05 January 2014

Snowpocalypse

I've stayed in all day today as a result of the winter storm that everyone has been raving about. Yesterday the stores were busy as hell and today/last night many of the produce shelves were very bare. A couple friends on Facebook posted photos. Since I live alone, I didn't need much and so I just got some frozen stuff and a little bit of fruit and stuff.

I'm currently bored out of my mind and don't want to read a book or do at home things. I want human interaction, but I don't know anyone in my complex and so that's a bust. I could chat with people on Facebook or Skype, but apparently no one wants to Skype. Why do I always have to suggest these things? I hate being the one always doing the asking. It's annoying as hell to realize that people care more about themselves than other people. I care about people so much sometimes it hurts because I don't feel that they care as much as I do.

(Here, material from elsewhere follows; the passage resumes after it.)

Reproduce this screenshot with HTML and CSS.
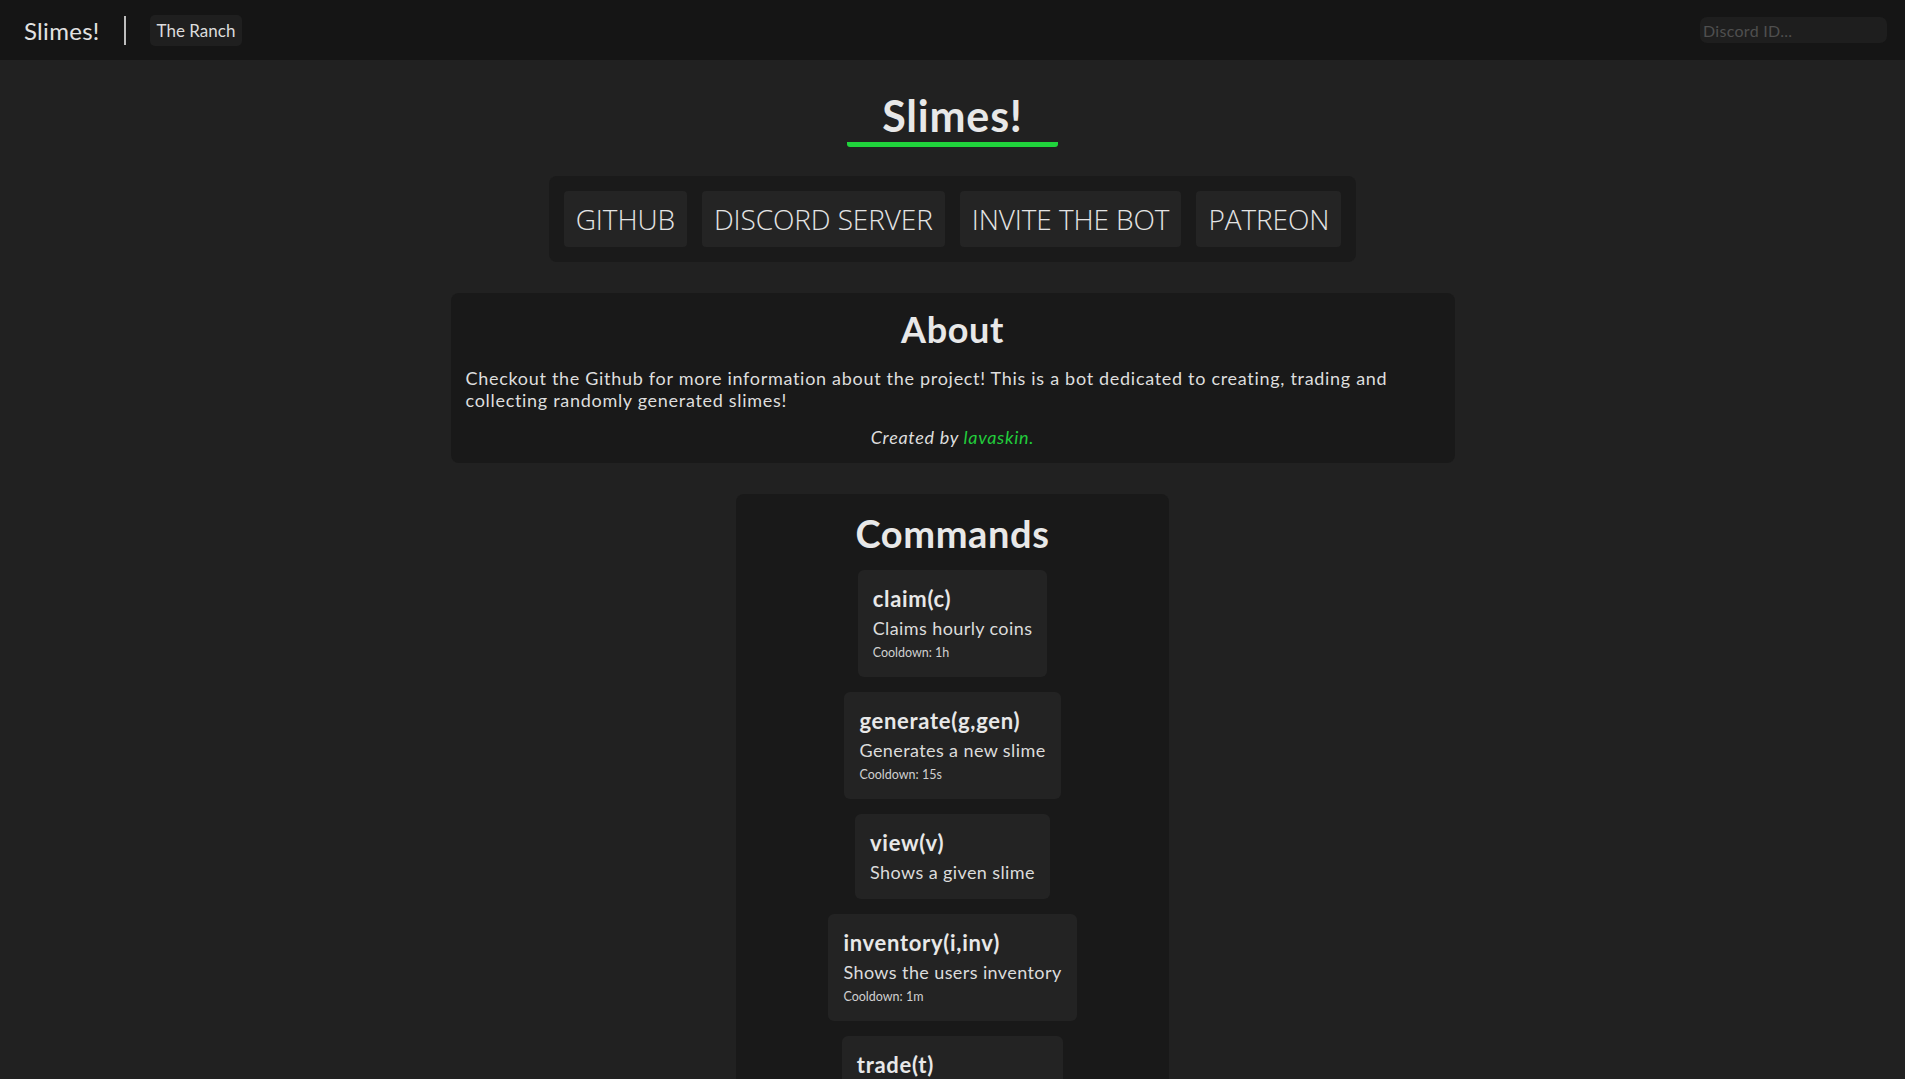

My personality causes me to care for people extremely too much, embrace them for who they are, and trust them even when they leave me no reason to trust them anymore. I know how evil the world is, but I still try to see the light in everyone. Haha, that was kind of Buddhist of me.

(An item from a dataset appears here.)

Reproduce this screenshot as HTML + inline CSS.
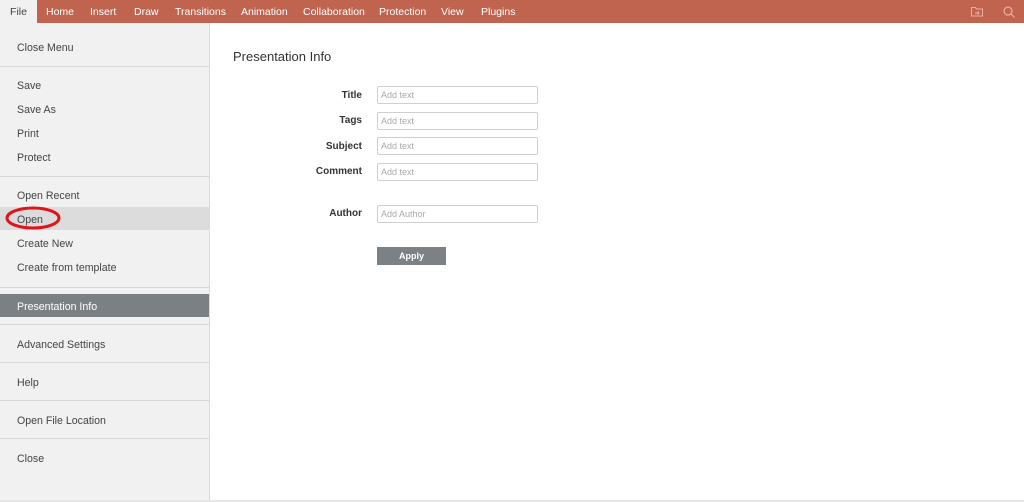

All I want this year is to be happier than I was last year. Perhaps this year I'll find someone to kiss my forehead, snuggle me, and love me for who I am. I'll succeed in school (even if it is only 2 classes a semester). I want to travel a little more, even if it's just to surrounding states for a day or two OR even in state. I don't want to feel like I'm alone anymore. I know you don't need someone to be with you to not feel alone (someone can be with you and you feel completely and utterly alone). I know all too well. I'm turning 30 this year, I want my life to be different, I want some of you to go on that journey with me. Will you?